Réagir au vivant : l’idée n’est pas neuve, mais son extension à l’univers numérique, lieu de tous les possibles, tout à fait judicieuse. Google s’intègre avec maestria dans le processus créatif. Sur le plateau, une scénographie de type « travail en cours » ,avec ordinateur et lampe sur une table met à l’honneur le fameux moteur de recherche diffusé sur un écran vidéo en arrière-fond.
Après s’être installée au bureau, la performeuse pianote. Chaque amorce d’écriture dans la barre blanche fait défiler comme un poème vertical, nos formulations de recherche. Un «j» fait naître une multitude de marques commerciales. Un «J’ai l’immense plaisir de» ouvre d’autres propositions.
La moindre correction dans une phrase déroule recettes de cuisine, envies de maigrir, etc. Avec sa poésie involontaire, ces échos savoureux à toutes nos recherches internet : sexe, suicide, citations célèbres, paroles de chanson, spiritualité, etc. offrent une image saisissante de notre monde, de nos hantises, et des résidus de beauté : ah! le vers : « Ton souvenir luit en moi comme un ostensoir » qui surgit au détour d’une expression triviale, ou les particularismes québécois comme la fameuse chaîne de pharmacies Pharmaprix.
Le clavier numérique interprète sous nos yeux une véritable fugue à géométrie et rythme variables. La médiocrité percutant la grâce… Dans cette boucle infinie, hésitations et envolées de la création elle-même sont, bien sûr, soulignées, avec clins d’œil appuyés au spectacle en train de se faire. Un peu de non-sens à l’anglaise, un écho à la musique sérielle et aux recherches de John Cage, et coqs-à-l’âne à la Eugène Ionesco: les mots se font matière dansante, sentiers mouvants à suivre ou à abandonner. Beau et enthousiasmant.

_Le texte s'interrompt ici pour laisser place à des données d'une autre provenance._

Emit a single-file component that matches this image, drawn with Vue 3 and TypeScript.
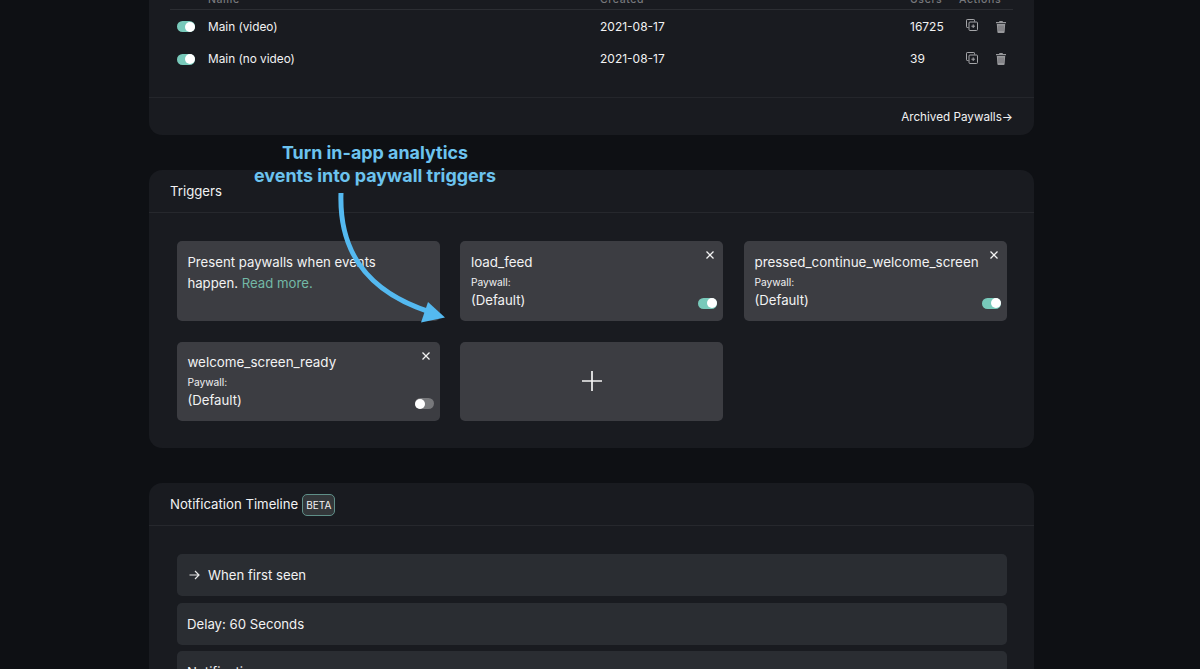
<script setup lang="ts">
interface Paywall { name: string; created: string; users: string }
interface Trigger { name: string; on: boolean }

const paywalls: Paywall[] = [
  { name: 'Main (video)', created: '2021-08-17', users: '16725' },
  { name: 'Main (no video)', created: '2021-08-17', users: '39' },
]
const triggers: Trigger[] = [
  { name: 'load_feed', on: true },
  { name: 'pressed_continue_welcome_screen', on: true },
  { name: 'welcome_screen_ready', on: false },
]
</script>

<template>
  <div class="page">
    <section class="card card-paywalls">
      <div class="table">
        <div class="row head">
          <span></span>
          <span>Name</span>
          <span>Created</span>
          <span>Users</span>
          <span>Actions</span>
        </div>
        <div v-for="p in paywalls" :key="p.name" class="row">
          <span class="toggle on row-toggle"><i></i></span>
          <span class="cell-name">{{ p.name }}</span>
          <span>{{ p.created }}</span>
          <span>{{ p.users }}</span>
          <span class="actions">
            <svg class="copy" width="12" height="12" viewBox="0 0 12 12" fill="none" stroke="#a5a6a9" stroke-width="1">
              <path d="M2.5 8.5H1.2a.7.7 0 0 1-.7-.7V1.2a.7.7 0 0 1 .7-.7h6.6a.7.7 0 0 1 .7.7v1.3" />
              <rect x="3" y="3" width="8.5" height="8.5" rx="1" />
              <path d="M7.2 5.4v3.6M5.4 7.2h3.6" />
            </svg>
            <svg class="trash" width="10" height="12" viewBox="0 0 10 12" fill="#97989b">
              <path d="M3.5 0h3l.5 1h3v1.2H0V1h3zM.8 3h8.4l-.6 8.2a.9.9 0 0 1-.9.8H2.300a.9.9 0 0 1-.9-.8z" />
              <path d="M3 4.500v5.500M5 4.500v5.500M7 4.500v5.500" stroke="#55565a" stroke-width=".6" />
            </svg>
          </span>
        </div>
      </div>
      <div class="foot"><span>Archived Paywalls</span><span class="foot-arrow">→</span></div>
    </section>

    <section class="card">
      <header class="card-head">Triggers</header>
      <div class="tiles">
        <div class="tile intro">
          Present paywalls when events happen. <a class="link">Read more.</a>
        </div>
        <div v-for="t in triggers" :key="t.name" class="tile">
          <svg class="close" width="8" height="8" viewBox="0 0 8 8" stroke="#f2f2f2" stroke-width="1.300">
            <path d="M.5.500l7 7M7.500.500l-7 7" />
          </svg>
          <div class="tile-title">{{ t.name }}</div>
          <div class="tile-label">Paywall:</div>
          <div class="tile-value">(Default)</div>
          <span class="toggle tile-toggle" :class="{ on: t.on }"><i></i></span>
        </div>
        <div class="tile add">
          <svg width="22" height="22" viewBox="0 0 22 22" stroke="#f4f4f4" stroke-width="1.700">
            <path d="M11 1v20M1 11h20" />
          </svg>
        </div>
      </div>
    </section>

    <section class="card">
      <header class="card-head">Notification Timeline <span class="badge">BETA</span></header>
      <div class="timeline">
        <div class="step">
          <svg class="step-arrow" width="11" height="10" viewBox="0 0 11 10" fill="none" stroke="#e8e8e8" stroke-width="1.200">
            <path d="M.5 5h9.500M6 1l4 4-4 4" />
          </svg>
          When first seen
        </div>
        <div class="step">Delay: 60 Seconds</div>
        <div class="step">Notification</div>
      </div>
    </section>

    <div class="callout">Turn in-app analytics<br />events into paywall triggers</div>
    <svg class="callout-arrow" width="1200" height="669" viewBox="0 0 1200 669" fill="none">
      <path d="M341 193C339 250 365 291 430 312" stroke="#54b9f0" stroke-width="5" />
      <path d="M445 317.500L428 302L421 322.500Z" fill="#54b9f0" />
    </svg>
  </div>
</template>

<style scoped>
.page {
  position: relative;
  height: 669px;
  overflow: hidden;
  box-sizing: border-box;
  padding-left: 149px;
  display: flex;
  flex-direction: column;
  gap: 35px;
  background: #0e1014;
  color: #f2f2f3;
  font-family: Inter, "Liberation Sans", sans-serif;
  font-size: 13.200px;
}
.card {
  width: 885px;
  flex: none;
  border-radius: 13px;
  background: #191b20;
}
.card-paywalls {
  margin-top: -30px;
  height: 165px;
  border-radius: 0 0 13px 13px;
  display: flex;
  flex-direction: column;
}
.table {
  margin: 0 21px;
  padding-top: 10px;
  height: 127px;
  box-sizing: border-box;
  flex: none;
}
.row {
  display: grid;
  grid-template-columns: 38px 392px 310px 49px 55px;
  height: 32.500px;
  padding-top: 1.300px;
  box-sizing: border-box;
  align-items: center;
  font-size: 12px;
  line-height: 16px;
}
.cell-name { font-size: 11.800px; }
.head {
  height: 30px;
  padding-top: 0;
  align-items: end;
  padding-bottom: 3px;
  border-bottom: 1px solid #2c2e33;
  font-size: 10.500px;
  line-height: 13px;
  font-weight: 500;
  letter-spacing: 0.6px;
  color: #77787c;
}
.row-toggle { margin-left: 7px; }
.actions {
  display: flex;
  align-items: center;
  gap: 18px;
  padding-left: 7px;
}
.copy { margin-top: -3px; }
.foot {
  flex: 1;
  display: flex;
  justify-content: flex-end;
  align-items: center;
  padding-right: 21px;
  border-top: 1px solid #24262b;
  font-size: 11.700px;
}
.foot-arrow { margin-left: 0; }
.toggle {
  display: flex;
  justify-content: flex-start;
  align-items: center;
  box-sizing: border-box;
  width: 18px;
  height: 11px;
  padding: 0.500px;
  border-radius: 6px;
  background: #77787b;
}
.toggle i {
  width: 10px;
  height: 10px;
  border-radius: 50%;
  background: #fff;
}
.toggle.on {
  justify-content: flex-end;
  background: #78c9ba;
}
.card-head {
  display: flex;
  align-items: center;
  gap: 4px;
  height: 42px;
  padding-left: 21px;
  border-bottom: 1px solid #26282d;
}
.tiles {
  display: grid;
  grid-template-columns: repeat(3, 1fr);
  grid-auto-rows: 79.500px;
  gap: 21px 20.500px;
  padding: 28px 27px 27px 27.900px;
}
.tile {
  position: relative;
  box-sizing: border-box;
  padding: 10.600px 10.500px;
  border-radius: 5px;
  background: #3c3d42;
}
.intro { line-height: 21px; padding-right: 50px; }
.link { color: #73b8a6; }
.close { position: absolute; top: 10px; right: 9.500px; }
.tile-title { line-height: 20px; font-size: 13.400px; }
.tile-label { margin-top: 2px; font-size: 10.200px; line-height: 16px; }
.tile-value { line-height: 20px; }
.tile-toggle { position: absolute; right: 6px; bottom: 12px; width: 19px; }
.add {
  display: flex;
  align-items: center;
  justify-content: center;
}
.badge {
  box-sizing: border-box;
  height: 22px;
  margin-top: 2px;
  padding: 0 3px;
  display: flex;
  align-items: center;
  border: 1px solid #5f8f88;
  border-radius: 5px;
  background: #33373a;
  font-size: 10px;
}
.timeline {
  display: flex;
  flex-direction: column;
  gap: 6.500px;
  padding: 28px 27px 28px 28px;
}
.step {
  flex: none;
  display: flex;
  align-items: center;
  height: 42px;
  padding-left: 10px;
  border-radius: 5px;
  background: #2a2d32;
}
.step-arrow { margin: 0 8px 0 2px; }
.callout {
  position: absolute;
  left: 225px;
  top: 141px;
  width: 300px;
  text-align: center;
  font-size: 17.900px;
  line-height: 23px;
  font-weight: 650;
  color: #6cc3ef;
}
.callout-arrow {
  position: absolute;
  left: 0;
  top: 0;
  pointer-events: none;
}
</style>
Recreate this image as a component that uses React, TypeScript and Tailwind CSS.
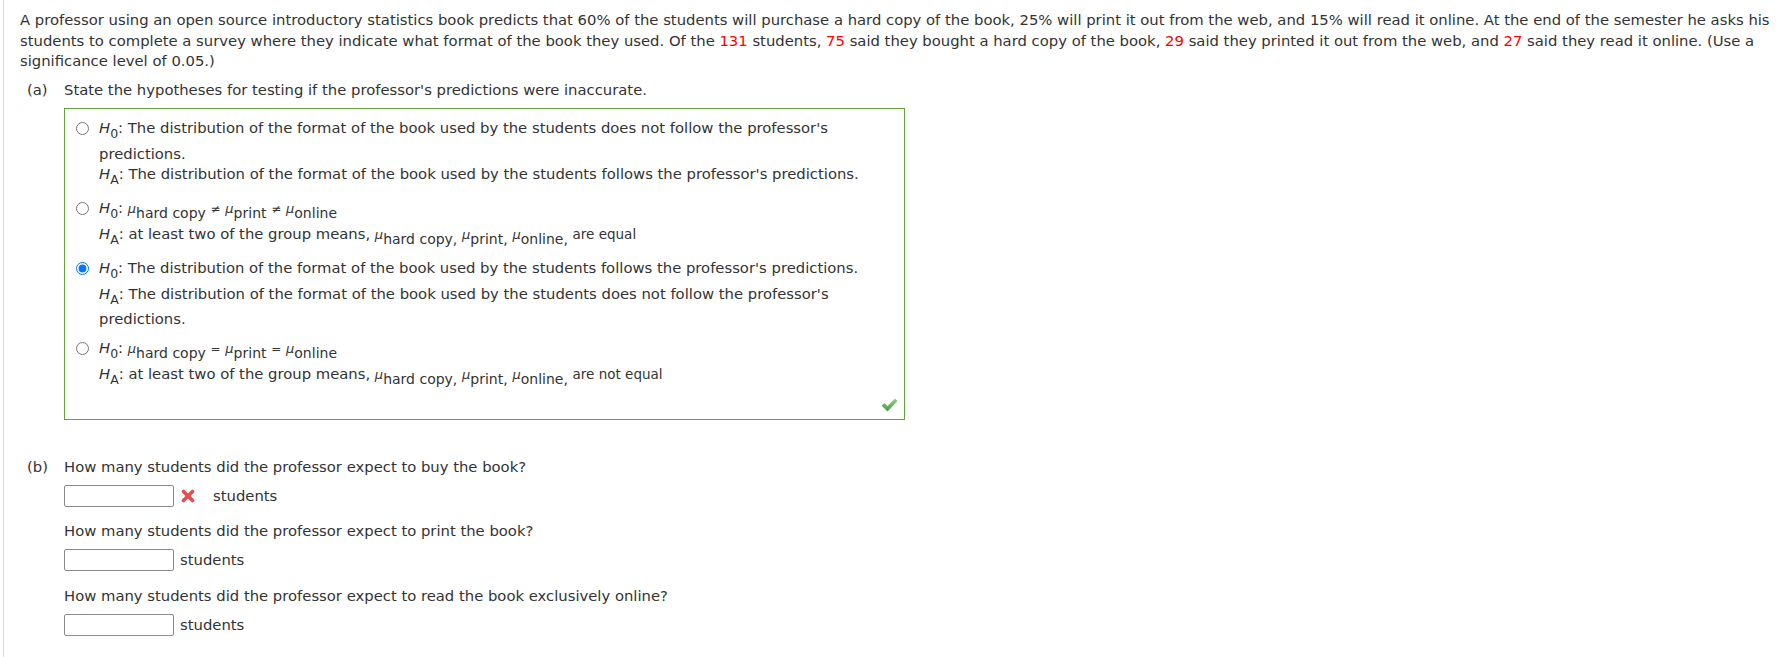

Si, du point de vue chorégraphique, il n’y a rien de très novateur, cette joie de la pérégrination langagière vaut le détour. La présence magnétique, singulière et décalée de Pauline Simon aussi, qui ouvre des pistes qu’on a bien envie de suivre !
Stéphanie Ruffier
Spectacle vu à Montréal à la dixième édition de Temps d’Images.